Or maybe other ideagroups dont go far enough.
The reason things like Humanist or Admin or Influence look good on paper and are good in practice is the "uniqueness" or their mechanics.
Admin isn't a good example here: it's a mess of an idea group that randomly has one overpowered idea, which is too broad to favour any specific playstyle (blobbing isn't really a playstyle, more the default behaviour of players). Influence on the other hand has a fairly consistent theme and several powerful ideas.
Take the Trade group. It is an absolute joke compared to having just a handfull of small CNs or owning enough provinces in 3 TCs.
You can replace the effect of the entire group with mechanics that exists elsewhere in the game.
If trade wanted to compete with just playing the game it would have to give some 20 merchants and 100% trade-eff or something.
Trade is a really weird one to place. It certainly has its problems, but I wouldn't say it's a complete write-off:
- The +merchants are actually very useful in the base game. It's just that a couple of DLCs have been far too generous with bonus merchants, so everyone has too many of them in single player. Tone those down or add some more preconditions, and Trade could have a clear purpose again. For instance, what if you didn't get +merchants by default from TCs, and instead that was the Trade finisher?
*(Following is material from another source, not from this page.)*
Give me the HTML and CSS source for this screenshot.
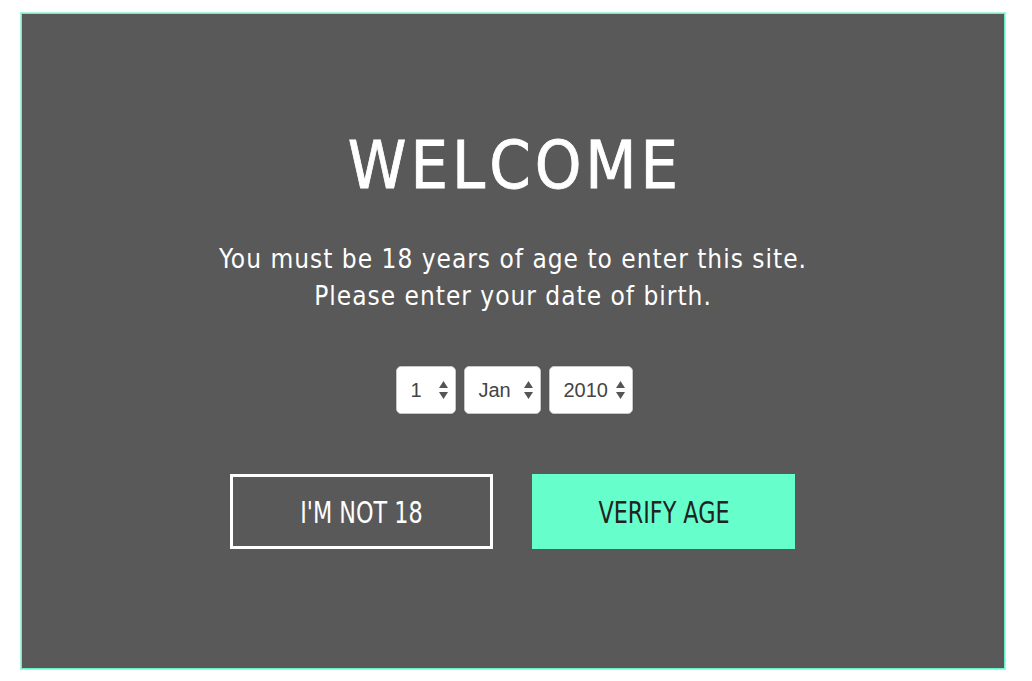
FILE: index.html
```html
<!DOCTYPE html>
<html lang="en">
<head>
	<meta charset="UTF-8">
	<title>Age Verification</title>
	<link rel="stylesheet" href="styles.css">
</head>
<body>
	<div class="age-gate">
		<div class="gate-box">
			<h1 class="title">WELCOME</h1>
			<p class="intro">You must be 18 years of age to enter this site.<br>Please enter your date of birth.</p>
			<div class="dob">
				<span class="pick pick-day">
					<select>
						<option>1</option>
					</select>
					<svg class="arrows" width="9" height="18" viewBox="0 0 9 18"><path d="M4.5 0L9 7H0z M4.5 18L0 11h9z" fill="#555"/></svg>
				</span>
				<span class="pick pick-month">
					<select>
						<option>Jan</option>
					</select>
					<svg class="arrows" width="9" height="18" viewBox="0 0 9 18"><path d="M4.5 0L9 7H0z M4.5 18L0 11h9z" fill="#555"/></svg>
				</span>
				<span class="pick pick-year">
					<select>
						<option>2010</option>
					</select>
					<svg class="arrows" width="9" height="18" viewBox="0 0 9 18"><path d="M4.5 0L9 7H0z M4.5 18L0 11h9z" fill="#555"/></svg>
				</span>
			</div>
			<div class="actions">
				<a href="#" class="btn btn-no"><span>I'M NOT 18</span></a>
				<a href="#" class="btn btn-yes"><span>VERIFY AGE</span></a>
			</div>
		</div>
	</div>
</body>
</html>
```

FILE: styles.css
```css
*{
	margin: 0;
	padding: 0;
	box-sizing: border-box;
}
body{
	background-color: #fff;
	font-family: "DejaVu Sans Condensed", "DejaVu Sans", sans-serif;
	font-stretch: condensed;
}
.age-gate{
	margin: 13px 27px 12px 21px;
	height: 656px;
	padding-top: 112px;
	background-color: #595959;
	border: 1px solid #66f2c6;
	box-shadow: 0 0 0 1px #a9f7dd;
	display: flex;
	justify-content: center;
}
.gate-box{
	display: flex;
	flex-direction: column;
	align-items: center;
	color: #fff;
}
.title{
	font-size: 66px;
	font-weight: normal;
	line-height: 80px;
	letter-spacing: 4px;
	margin-right: -4px;
	-webkit-text-stroke: 0.8px #fff;
}
.intro{
	margin-top: 35px;
	font-size: 26px;
	line-height: 37px;
	text-align: center;
	letter-spacing: 1px;
}
.dob{
	display: flex;
	gap: 8px;
	margin-top: 51px;
	margin-left: 4px;
}
.pick{
	position: relative;
	display: block;
}
.pick select{
	appearance: none;
	-webkit-appearance: none;
	display: block;
	height: 48px;
	padding: 0 0 0 13px;
	background-color: #fff;
	border: 1px solid #c8c8c8;
	border-radius: 5px;
	box-shadow: 0 0 1px rgba(0, 0, 0, 0.3);
	font-family: "Liberation Sans", Arial, sans-serif;
	font-size: 20px;
	color: #444;
	outline: none;
}
.pick-day select{
	width: 60px;
}
.pick-month select{
	width: 77px;
}
.pick-year select{
	width: 84px;
}
.pick .arrows{
	position: absolute;
	right: 8px;
	top: 15px;
	pointer-events: none;
}
.actions{
	display: flex;
	gap: 39px;
	margin-top: 60px;
}
.btn{
	display: flex;
	align-items: center;
	justify-content: center;
	width: 263px;
	height: 75px;
	font-size: 31px;
	text-decoration: none;
}
.btn span{
	display: block;
	transform: scaleX(0.8);
}
.btn-no{
	border: 3px solid #fff;
	color: #fff;
}
.btn-yes{
	background-color: #66ffcc;
	color: #222;
}
```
Somehow the devs need to balance this idea group so it makes sense both with and without DLCs (like how the Economic finisher is different with/without Common Sense, but both versions are valuable).
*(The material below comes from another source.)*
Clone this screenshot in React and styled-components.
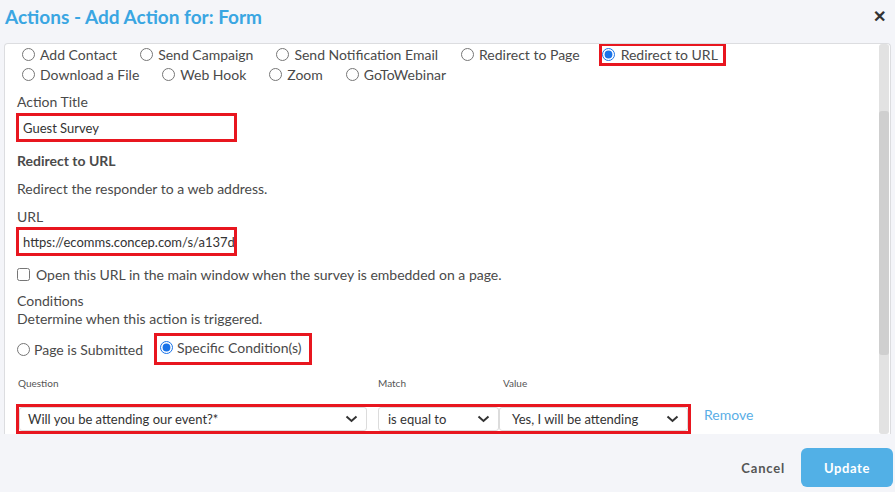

- Leaving the merchants issue to one side, the point of the idea group is to make money, and if you compare to other idea groups that directly improve your economic efficiency (as opposed to letting your conquer more etc), it's not so bad once you take into account policies, and the general potential of trade to make money compared to other income sources. Trade+Quantity has some interesting synergies as a TC-heavy power, for instance. It's just that such purely economic modifiers are probably never going to be strong enough carry an idea group on their own, because if they were, they'd just end up being another factor in the oversupply of ducats in the game. The goods economy especially suffers from being a 'rich get richer' system, i.e. blobs are not just richer in absolute terms, they generally get more goods income *per development* than lesser powers do, so bonuses to goods-based income go disproportionately to countries that are already too rich to need it.
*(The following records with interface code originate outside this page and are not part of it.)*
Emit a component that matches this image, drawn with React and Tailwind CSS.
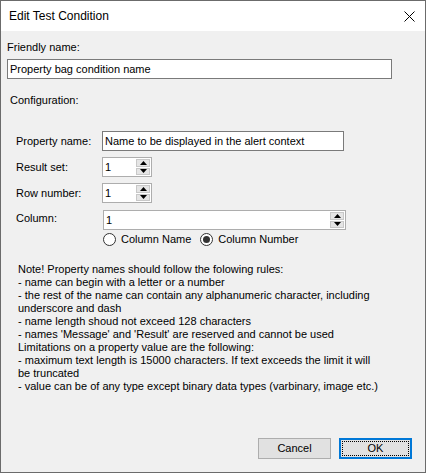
import React from 'react'

const FONT = { fontFamily: '"Liberation Sans", Arial, sans-serif' }

const NOTE_LINES = [
  'Note! Property names should follow the folowing rules:',
  '- name can begin with a letter or a number',
  '- the rest of the name can contain any alphanumeric character, including',
  'underscore and dash',
  '- name length shoud not exceed 128 characters',
  "- names 'Message' and 'Result' are reserved and cannot be used",
  'Limitations on a property value are the following:',
  '- maximum text length is 15000 characters. If text exceeds the limit it will',
  'be truncated',
  '- value can be of any type except binary data types (varbinary, image etc.)',
]

function SpinButtons() {
  return (
    <div className="flex flex-col w-[15px] h-full py-[1px] pr-[1px] gap-[1px]">
      <div className="flex-1 flex items-center justify-center bg-[#e5e5e5] border border-[#c8c8c8]">
        <svg width="7" height="4" viewBox="0 0 7 4">
          <path d="M3.5 0L7 4H0z" fill="#000" />
        </svg>
      </div>
      <div className="flex-1 flex items-center justify-center bg-[#e5e5e5] border border-[#c8c8c8]">
        <svg width="7" height="4" viewBox="0 0 7 4">
          <path d="M0 0h7L3.5 4z" fill="#000" />
        </svg>
      </div>
    </div>
  )
}

function Spinner({ width }) {
  return (
    <div className={`flex items-stretch h-[20px] bg-white border border-[#adadad] ${width}`}>
      <div className="flex-1 pl-[2px] leading-[18px] text-[11px] text-black">1</div>
      <SpinButtons />
    </div>
  )
}

function Radio({ checked, label }) {
  return (
    <div className="flex items-center gap-[5px]">
      <div className="w-[13px] h-[13px] rounded-full border border-[#333] bg-white flex items-center justify-center">
        {checked && <div className="w-[7px] h-[7px] rounded-full bg-[#333]" />}
      </div>
      <span className="text-[11px] leading-[13px] text-black">{label}</span>
    </div>
  )
}

export default function App() {
  return (
    <div style={FONT} className="w-[426px] h-[473px] border border-[#6b6b6b] flex flex-col bg-[#f0f0f0]">
      {/* Title bar */}
      <div className="h-[30px] bg-white flex items-center justify-between pl-[8px] pr-[10px]">
        <span className="text-[12px] text-black">Edit Test Condition</span>
        <svg width="11" height="11" viewBox="0 0 11 11">
          <path d="M0.5 0.5L10.5 10.5M10.5 0.5L0.5 10.5" stroke="#000" strokeWidth="1" />
        </svg>
      </div>

      <div className="flex-1 flex flex-col px-[6px] text-[11px] text-black">
        <div className="mt-[10px] leading-[13px]">Friendly name:</div>
        <div className="mt-[5px] w-[385px] h-[20px] bg-white border border-[#7a7a7a] pl-[2px] leading-[18px]">
          Property bag condition name
        </div>
        <div className="mt-[15px] ml-[3px] leading-[13px]">Configuration:</div>

        <div className="mt-[24px] flex flex-col">
          <div className="flex items-center">
            <div className="w-[95px] pl-[9px] leading-[13px]">Property name:</div>
            <div className="w-[242px] h-[20px] bg-white border border-[#7a7a7a] pl-[2px] leading-[18px]">
              Name to be displayed in the alert context
            </div>
          </div>
          <div className="flex items-center mt-[6px]">
            <div className="w-[95px] pl-[9px] leading-[13px]">Result set:</div>
            <Spinner width="w-[50px]" />
          </div>
          <div className="flex items-center mt-[6px]">
            <div className="w-[95px] pl-[9px] leading-[13px]">Row number:</div>
            <Spinner width="w-[50px]" />
          </div>
          <div className="flex items-start mt-[7px]">
            <div className="w-[96px] pl-[9px] leading-[13px] pt-[2px]">Column:</div>
            <div className="flex flex-col">
              <Spinner width="w-[243px]" />
              <div className="flex items-center gap-[9px] mt-[3px]">
                <Radio label="Column Name" />
                <Radio checked label="Column Number" />
              </div>
            </div>
          </div>
        </div>

        <div className="mt-[17px] pl-[11px] flex flex-col leading-[13px]">
          {NOTE_LINES.map((line, i) => (
            <div key={i} className="whitespace-nowrap">{line}</div>
          ))}
        </div>

        <div className="mt-auto mb-[13px] flex justify-end gap-[8px] pr-[7px]">
          <div className="w-[73px] h-[21px] flex items-center justify-center bg-[#e1e1e1] border border-[#adadad]">
            Cancel
          </div>
          <div className="w-[73px] h-[21px] flex items-center justify-center bg-[#e1e1e1] border-2 border-[#0078d7] p-[1px]">
            <div className="w-full h-full flex items-center justify-center border border-dotted border-black">
              OK
            </div>
          </div>
        </div>
      </div>
    </div>
  )
}
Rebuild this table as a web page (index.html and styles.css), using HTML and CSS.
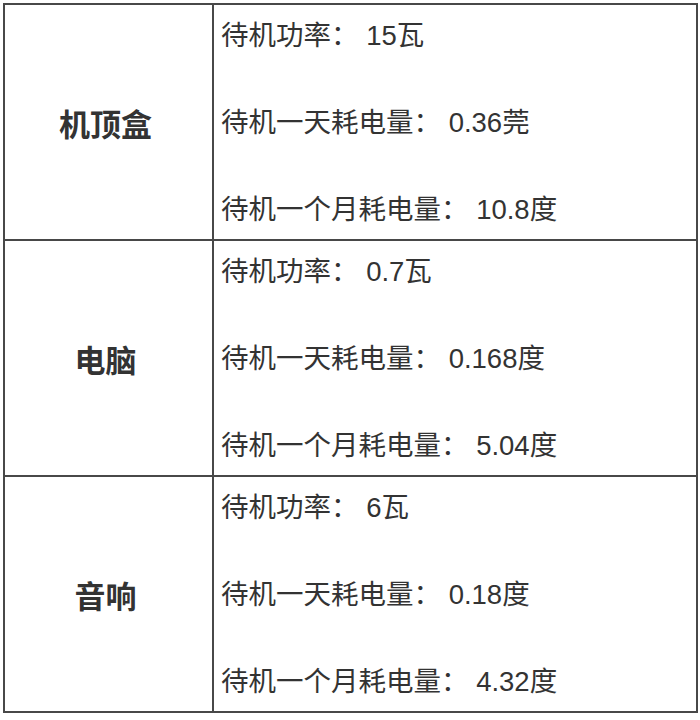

More broadly though I think you make a good point. Some ideas are real game-changers, while others just give you a slight edge; the same with policies, which in some ways is worse because you end up with a situation where many policies are simply never worth activating. I get the impression that the devs have tried to make things 'balanced', it's just that they consistently overrate some modifiers and underrate certain others, sometimes to a dramatic extent. (This is even before we get to ideas that have a qualitative effect, such as Deus Vult.) So for instance, you get ideas and policies that give super niche bonuses like rebel support efficiency, trade range or vassal force limit contribution, and it's never at a level that would change how anyone plays; then you look elsewhere, and they're casually handing out discipline, diprep or -global unrest as if it's an equally minor bonus.